Screw Goop—spend your new age mad money at Stephen Colbert's conclave for rich suckers
Stephen Colbert continues to out-Goop Gwyneth Paltrow
Returning from last week’s vacation, Stephen Colbert dove right back into the deep end of the late-night, current events infotainment programming with three full segments with Democratic Congressman and guy assuring the nation that the Democrats actually have a plan, Adam Schiff. To that latter point, Schiff told Colbert that the Select Committee on the January 6 Attack (of which Schiff is a member) is definitely going to do something about Steve Bannon and other Trump administration coup accomplices defying those subpoenas, that Trump’s lawsuit to block that committee from seeing evidence of his whole overthrow-democracy thing will fail, and, essentially, that any suspicions people have that the Democratic Party is constitutionally overmatched, waffling, and unprepared to battle for the soul of America are just plain crazy talk.
But enough about a soulless grifter’s plot to play upon white America’s worst self, let’s talk about Gwyneth Paltrow. Colbert’s made merry sport of the Oscar-winning actor’s increasing focus on separating the gullible and dissatisfied wealthy from their cash in the past, with his faux lifestyle brand Covetton House mimicking the new age gibberish sales pitch of Paltrow’s not-at-all-a-cult wellness brand, Goop. Viewers may recall when Paltrow, attempting to show she could take a humor-joke, appeared alongside Colbert for a Covetton House-Goop crossover bit, but Monday’s Late Show continued the trend of mercilessly mocking Patrow’s medically suspect side hustle. As Paltrow’s upcoming, in-person wellness summit, In Goop Health (flip that “p” upside down to get the focus-grouped joke), Colbert couldn’t resist putting his own spin on luxury-priced inner peace with the Covetton House knockoff, Summit-ton House.
Now, making fun of a celebrity influencer making bank off of those who truly believe that, in this tumultuous and trying time, true peace of mind can only come through bullet journaling and smoothly expensive goods inserted in one’s orifices might be easy pickings. But, then again, when an acclaimed actor goes all-in on sketchy medical “experts” and the healing power of a really good vaginal steaming, what’s a wiseass late-night host to do? So Covetton House is one-upping everything promised by In Goop Health’s (again, not-at-all cultish) video sales pitch.
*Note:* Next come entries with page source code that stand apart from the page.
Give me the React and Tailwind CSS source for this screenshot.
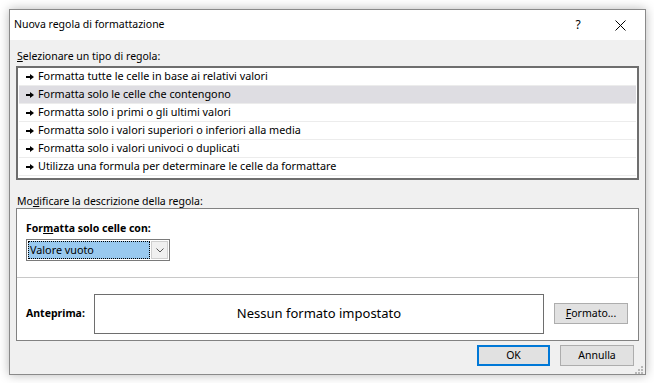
import React from "react";

const rules = [
  "Formatta tutte le celle in base ai relativi valori",
  "Formatta solo le celle che contengono",
  "Formatta solo i primi o gli ultimi valori",
  "Formatta solo i valori superiori o inferiori alla media",
  "Formatta solo i valori univoci o duplicati",
  "Utilizza una formula per determinare le celle da formattare",
];

function Bullet() {
  return (
    <svg width="9" height="6" viewBox="0 0 9 6" className="shrink-0">
      <rect x="0" y="2" width="5" height="2" fill="#000" />
      <path d="M4 0 L8 3 L4 6 Z" fill="#000" />
    </svg>
  );
}

export default function App() {
  return (
    <div
      className="w-[654px] h-[383px] bg-white pt-[9px] pl-[9px] text-[10.5px] text-black"
      style={{ fontFamily: '"Noto Sans", "Open Sans", sans-serif' }}
    >
      <div className="w-[637px] h-[366px] border border-[#8a8a8a] bg-[#f0f0f0] flex flex-col shadow-[0_0_10px_rgba(0,0,0,0.28)]">
        {/* title bar */}
        <div className="h-[30px] bg-white flex items-center pl-[4px] shrink-0 text-[10.5px]">
          <span className="flex-1">Nuova regola di formattazione</span>
          <span className="w-[20px] text-center mr-[27px] text-[12px]">?</span>
          <svg width="11" height="11" viewBox="0 0 11 11" className="mr-[19px]">
            <path d="M0.5 0.5 L10.5 10.5 M10.5 0.5 L0.5 10.5" stroke="#000" strokeWidth="1" />
          </svg>
        </div>

        <div className="flex-1 flex flex-col px-[6px] pt-[8px]">
          <div className="leading-[16px] pl-[1px]">
            <u>S</u>elezionare un tipo di regola:
          </div>
          <div className="mt-[2px] h-[114px] border-2 border-[#6e6e6e] bg-white px-[1px] flex flex-col text-[10.8px]">
            {rules.map((r, i) => (
              <div
                key={r}
                className={
                  "h-[18px] flex items-center gap-[3px] pl-[7px] border-b border-[#ececec] " +
                  (i === 1 ? "bg-[#dedde2]" : "")
                }
              >
                <Bullet />
                <span>{r}</span>
              </div>
            ))}
          </div>

          <div className="mt-[14px] leading-[14px] pl-[1px]">
            Mo<u>d</u>ificare la descrizione della regola:
          </div>
          <div className="h-[133px] border border-[#828282] bg-white flex flex-col">
            <div className="h-[69px] border-b border-[#c8c8c8] pl-[9px] pt-[11px]">
              <div className="font-bold leading-[16px]">
                For<u>m</u>atta solo celle con:
              </div>
              <div className="mt-[3px] w-[144px] h-[22px] border border-[#7a7a7a] flex p-[1px]">
                <div className="flex-1 bg-[#99c9ef] border border-dotted border-black flex items-center pl-[1px] leading-none text-[10.8px]">
                  Valore vuoto
                </div>
                <div className="w-[17px] ml-[1px] bg-[#f0f0f0] border border-[#cfcfcf] flex items-center justify-center">
                  <svg width="8" height="5" viewBox="0 0 8 5">
                    <path d="M0.5 0.5 L4 4 L7.5 0.5" stroke="#555" fill="none" strokeWidth="1" />
                  </svg>
                </div>
              </div>
            </div>
            <div className="flex-1 flex items-start pt-[16px] pl-[9px] pr-[10px]">
              <div className="h-[40px] w-[68px] shrink-0 flex items-center font-bold">Anteprima:</div>
              <div className="w-[450px] h-[40px] border border-[#6e6e6e] flex items-center justify-center text-[13px]">
                Nessun formato impostato
              </div>
              <button className="ml-[10px] mt-[9px] w-[74px] h-[21px] bg-[#e1e1e1] border border-[#adadad] flex items-center justify-center">
                <span><u>F</u>ormato...</span>
              </button>
            </div>
          </div>

          <div className="flex justify-end items-center gap-[10px] mt-[4px] pr-[5px] relative">
            <button className="w-[73px] h-[21px] bg-[#e1e1e1] border-2 border-[#0078d7] flex items-center justify-center">
              OK
            </button>
            <button className="w-[74px] h-[21px] bg-[#e1e1e1] border border-[#adadad] flex items-center justify-center">
              Annulla
            </button>
            <svg width="8" height="8" viewBox="0 0 8 8" className="absolute right-[-4px] bottom-[-8px]">
              <rect x="6" y="0" width="2" height="2" fill="#b8b8b8" />
              <rect x="3" y="3" width="2" height="2" fill="#b8b8b8" />
              <rect x="6" y="3" width="2" height="2" fill="#b8b8b8" />
              <rect x="0" y="6" width="2" height="2" fill="#b8b8b8" />
              <rect x="3" y="6" width="2" height="2" fill="#b8b8b8" />
              <rect x="6" y="6" width="2" height="2" fill="#b8b8b8" />
            </svg>
          </div>
        </div>
      </div>
    </div>
  );
}
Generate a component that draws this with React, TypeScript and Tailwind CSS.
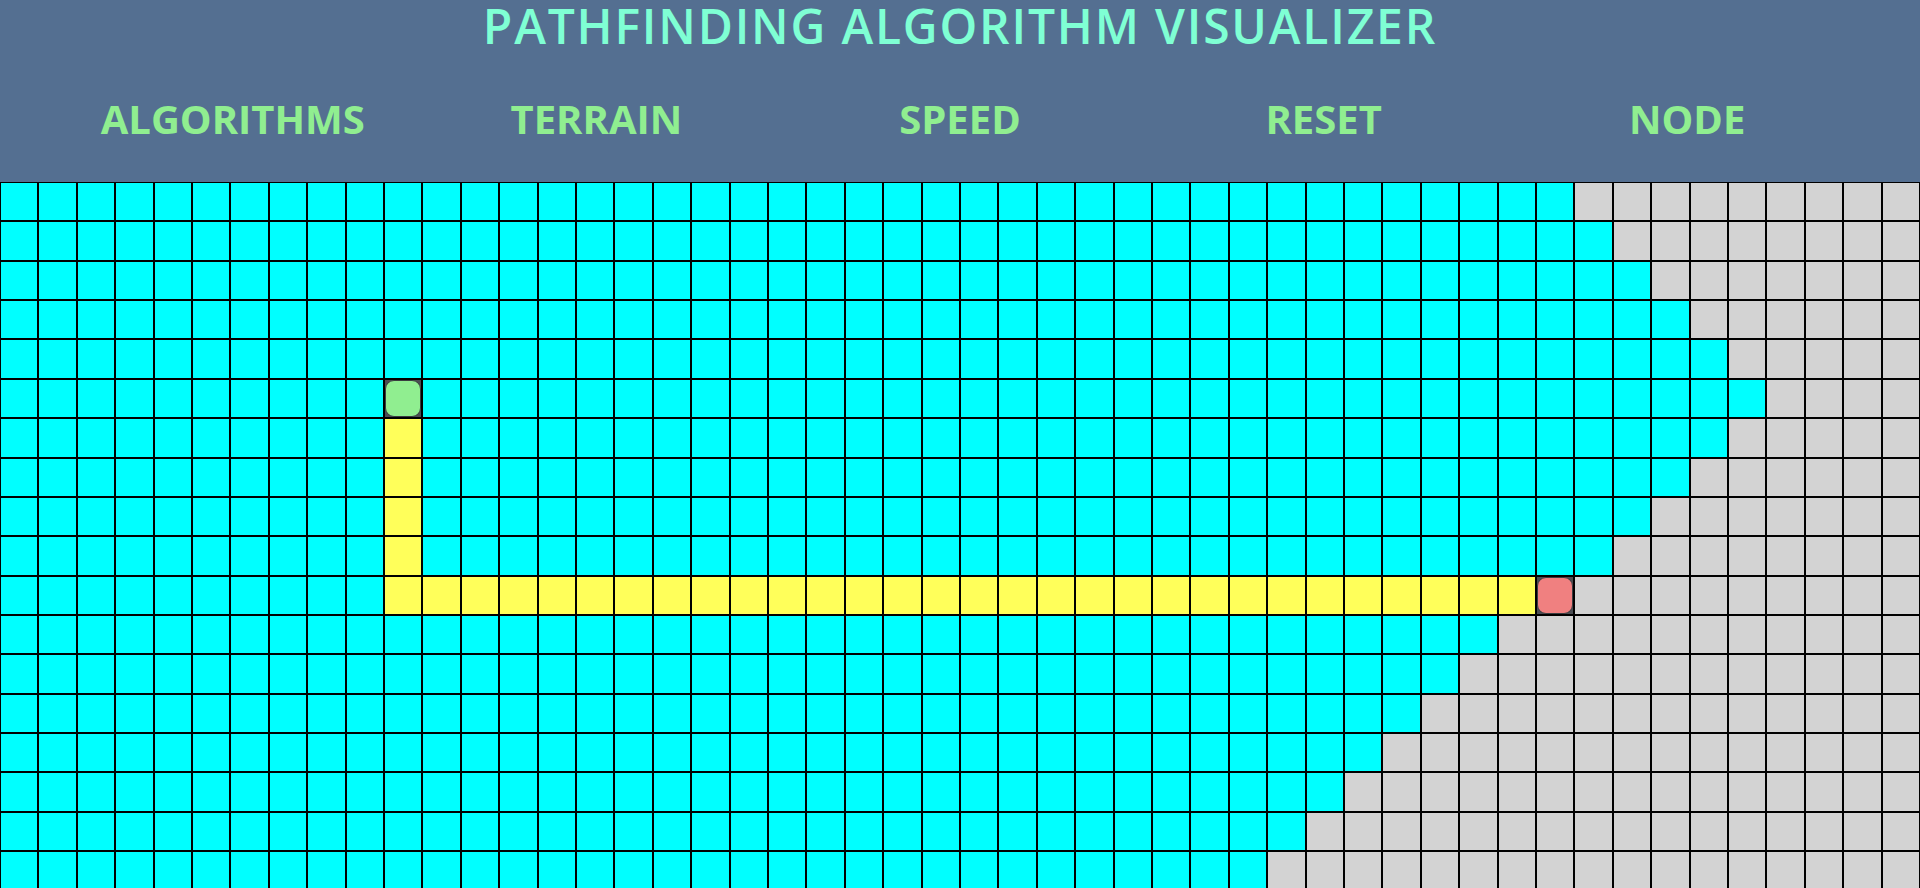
import React from "react";

const COLS = 50;
const ROWS = 18;
const START = { r: 5, c: 10 };
const END = { r: 10, c: 40 };

function cellType(r: number, c: number): string {
  if (r === START.r && c === START.c) return "start";
  if (r === END.r && c === END.c) return "end";
  if (c === 10 && r >= 6 && r <= 10) return "path";
  if (r === 10 && c >= 11 && c <= 39) return "path";
  const d = Math.abs(c - START.c) + Math.abs(r - START.r);
  if (r <= 10 ? d <= 35 : d <= 34) return "visited";
  return "empty";
}

function Cell({ type }: { type: string }) {
  if (type === "start" || type === "end") {
    return (
      <div className="h-[39.36px] border border-black bg-[#4b4e53] p-0">
        <div
          className={
            "h-full w-full rounded-[9px] border border-[#3a3d40] " +
            (type === "start" ? "bg-[#90ee90]" : "bg-[#f08080]")
          }
        />
      </div>
    );
  }
  const bg =
    type === "visited"
      ? "bg-[#00ffff]"
      : type === "path"
      ? "bg-[#ffff5a]"
      : "bg-[#d3d3d3]";
  return <div className={"h-[39.36px] border border-black " + bg} />;
}

export default function App() {
  const menu = ["ALGORITHMS", "TERRAIN", "SPEED", "RESET", "NODE"];
  const cells: React.ReactNode[] = [];
  for (let r = 0; r < ROWS; r++) {
    for (let c = 0; c < COLS; c++) {
      cells.push(<Cell key={r + "-" + c} type={cellType(r, c)} />);
    }
  }
  return (
    <div
      className="h-screen w-full overflow-hidden bg-[#546f91]"
      style={{ fontFamily: '"Open Sans", "Noto Sans", sans-serif' }}
    >
      <header className="h-[182px] flex flex-col">
        <h1 className="text-center text-[48px] leading-[52px] font-semibold tracking-[1.8px] text-[#7fffd4]">
          PATHFINDING ALGORITHM VISUALIZER
        </h1>
        <nav className="mx-[51px] mt-[47px] grid grid-cols-5">
          {menu.map((m) => (
            <div
              key={m}
              className="text-center text-[40px] leading-none font-bold text-[#90ee90]"
            >
              {m}
            </div>
          ))}
        </nav>
      </header>
      <div className="grid grid-cols-[repeat(50,minmax(0,1fr))]">{cells}</div>
    </div>
  );
}
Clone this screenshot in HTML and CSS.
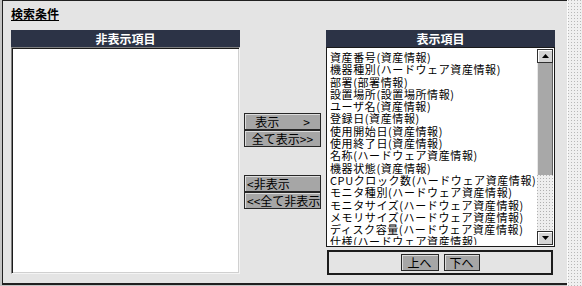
FILE: index.html
```html
<!DOCTYPE html>
<html>
  <head>
    <meta charset="UTF-8" />
    <title>検索条件</title>
    <link rel="stylesheet" href="styles.css">
  </head>
  <body>
    <div class="frame">
      <div class="title">検索条件</div>

      <div class="panels">
        <div class="panel">
          <div class="panel-head">非表示項目</div>
          <div class="listbox hidden-list"></div>
        </div>

        <div class="moves">
          <button class="btn move">表示　　&gt;</button>
          <button class="btn move">全て表示&gt;&gt;</button>
          <button class="btn move back first-back">&lt;非表示</button>
          <button class="btn move back">&lt;&lt;全て非表示</button>
        </div>

        <div class="panel">
          <div class="panel-head">表示項目</div>
          <div class="listbox shown-list">
            <ul class="items">
              <li>資産番号(資産情報)</li>
              <li>機器種別(ハードウェア資産情報)</li>
              <li>部署(部署情報)</li>
              <li>設置場所(設置場所情報)</li>
              <li>ユーザ名(資産情報)</li>
              <li>登録日(資産情報)</li>
              <li>使用開始日(資産情報)</li>
              <li>使用終了日(資産情報)</li>
              <li>名称(ハードウェア資産情報)</li>
              <li>機器状態(資産情報)</li>
              <li>CPUクロック数(ハードウェア資産情報)</li>
              <li>モニタ種別(ハードウェア資産情報)</li>
              <li>モニタサイズ(ハードウェア資産情報)</li>
              <li>メモリサイズ(ハードウェア資産情報)</li>
              <li>ディスク容量(ハードウェア資産情報)</li>
              <li>仕様(ハードウェア資産情報)</li>
            </ul>
            <div class="scrollbar">
              <div class="sb-btn">
                <svg width="7" height="4" viewBox="0 0 7 4"><polygon points="3.5,0 7,4 0,4" fill="#000"/></svg>
              </div>
              <div class="sb-thumb"></div>
              <div class="sb-track"></div>
              <div class="sb-btn">
                <svg width="7" height="4" viewBox="0 0 7 4"><polygon points="0,0 7,0 3.5,4" fill="#000"/></svg>
              </div>
            </div>
          </div>
          <div class="order-bar">
            <button class="btn order up">上へ</button>
            <button class="btn order">下へ</button>
          </div>
        </div>
      </div>
    </div>

    <div class="side"></div>
  </body>
</html>
```

FILE: styles.css
```css
body {
  margin: 0;
  display: flex;
  height: 286px;
  overflow: hidden;
  background-color: #c4c4c4;
  font-family: "Noto Sans CJK JP", sans-serif;
  font-size: 12px;
  color: #000;
}

.frame {
  flex: 1;
  height: 285px;
  box-sizing: border-box;
  margin-left: 2px;
  padding: 6px 0 0 8px;
  background-color: #e4e4e4;
  border-top: 1px solid #202020;
  border-left: 1px solid #202020;
  border-bottom: 2px solid #202020;
}

.side {
  width: 14px;
  border-left: 1px solid #fafafa;
  background: conic-gradient(at 1px 1px, transparent 75%, #b8b8b8 0) 0 0 / 3px 3px,
    #f0f0f0;
}

.title {
  font-weight: bold;
  text-decoration: underline;
  line-height: 14px;
  margin-bottom: 9px;
}

.panels {
  display: flex;
}

.panel {
  width: 229px;
  display: flex;
  flex-direction: column;
}

.panel-head {
  height: 17px;
  line-height: 17px;
  background-color: #2c3346;
  color: #fff;
  font-weight: bold;
  text-align: center;
}

.listbox {
  box-sizing: border-box;
  background-color: #fff;
  border: 1px solid;
  border-color: #808080 #f4f4f4 #f4f4f4 #808080;
  box-shadow: inset 1px 1px #1a1a1a, inset -1px -1px #d0d0d0;
}

.hidden-list {
  height: 227px;
}

.shown-list {
  height: 200px;
  display: flex;
  padding: 1px;
  border-color: #1a1a1a;
  box-shadow: none;
}

.items {
  flex: 1;
  margin: 0;
  padding: 2px 2px 0 2px;
  list-style: none;
  overflow: hidden;
  white-space: nowrap;
  font-size: 11px;
  line-height: 12.3px;
  letter-spacing: 0.6px;
}

.scrollbar {
  width: 16px;
  display: flex;
  flex-direction: column;
}

.sb-btn {
  height: 14px;
  box-sizing: border-box;
  display: flex;
  align-items: center;
  justify-content: center;
  background-color: #d4d4d4;
  border: 1px solid #303030;
  box-shadow: inset 1px 1px #fff;
}

.sb-thumb {
  height: 112px;
  background-color: #a8a8a8;
  border-left: 1px solid #e8e8e8;
  border-right: 1px solid #606060;
}

.sb-track {
  flex: 1;
  background: conic-gradient(at 1px 1px, transparent 75%, #b0b0b0 0) 0 0 / 3px 3px,
    #eeeeee;
}

.moves {
  width: 77px;
  margin: 0 5px 0 4px;
  padding-top: 83px;
  display: flex;
  flex-direction: column;
}

.btn {
  height: 17px;
  padding: 0;
  font-family: inherit;
  font-size: 12px;
  line-height: 15px;
  color: #000;
  white-space: pre;
  background-color: #a6a6a6;
  border: 1px solid #262626;
  box-shadow: inset 1px 1px #dcdcdc;
}

.move.back {
  text-align: left;
  padding-left: 2px;
}

.first-back {
  margin-top: 28px;
}

.order-bar {
  height: 25px;
  box-sizing: border-box;
  margin: 3px 2px 0 1px;
  border: 2px solid #1c1c1c;
  display: flex;
  justify-content: center;
  align-items: center;
  gap: 5px;
}

.order {
  width: 36px;
}

.order.up {
  width: 38px;
}
```
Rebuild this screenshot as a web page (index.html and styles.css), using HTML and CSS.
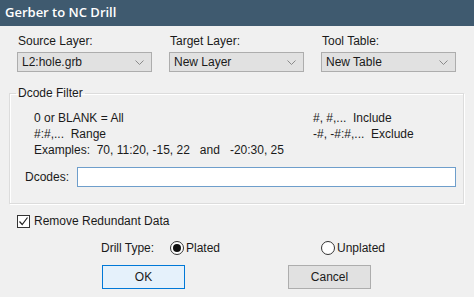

Paltrow touts her gathering’s efforts toward, “moving the needle… with the intention of engaging with our dreams in new ways,” so Colbert 100 percent guarantees the life-altering effectiveness of Summit-ton House’s breakout session on “creatively cultivating creativity cultivation,” and the restorative experience of buying overpriced merch.
“These seminars redefine pushing the intention ground, and engage the needle in new dreams,” promised the suddenly ascot-sporting Colbert, going on to mock Paltrow’s paltry Goop perk of summit attendees getting to Tokyo Drift in a souped-up, corporate-synergized Porsche roadster. Experts say that nothing keeps you centered like squealing around a closed race track on wet red asphalt that, Colbert notes while showing Paltrow’s pitch video, looks like it’s soaked in “the blood of the less fortunate.” (Plus, Summit-ton House has monster trucks.) Colbert also upped the ante on Patrow’s $1,000 Goop summit entrance fee ($1,450 with the “ask Gwyneth anything” VIP add-on), promising that Summit-ton House’s eight grand ticket comes with a ten-times more expensive “tell me anything” breakout session with Colbert, as long as that anything includes your routing number and mother’s maiden name.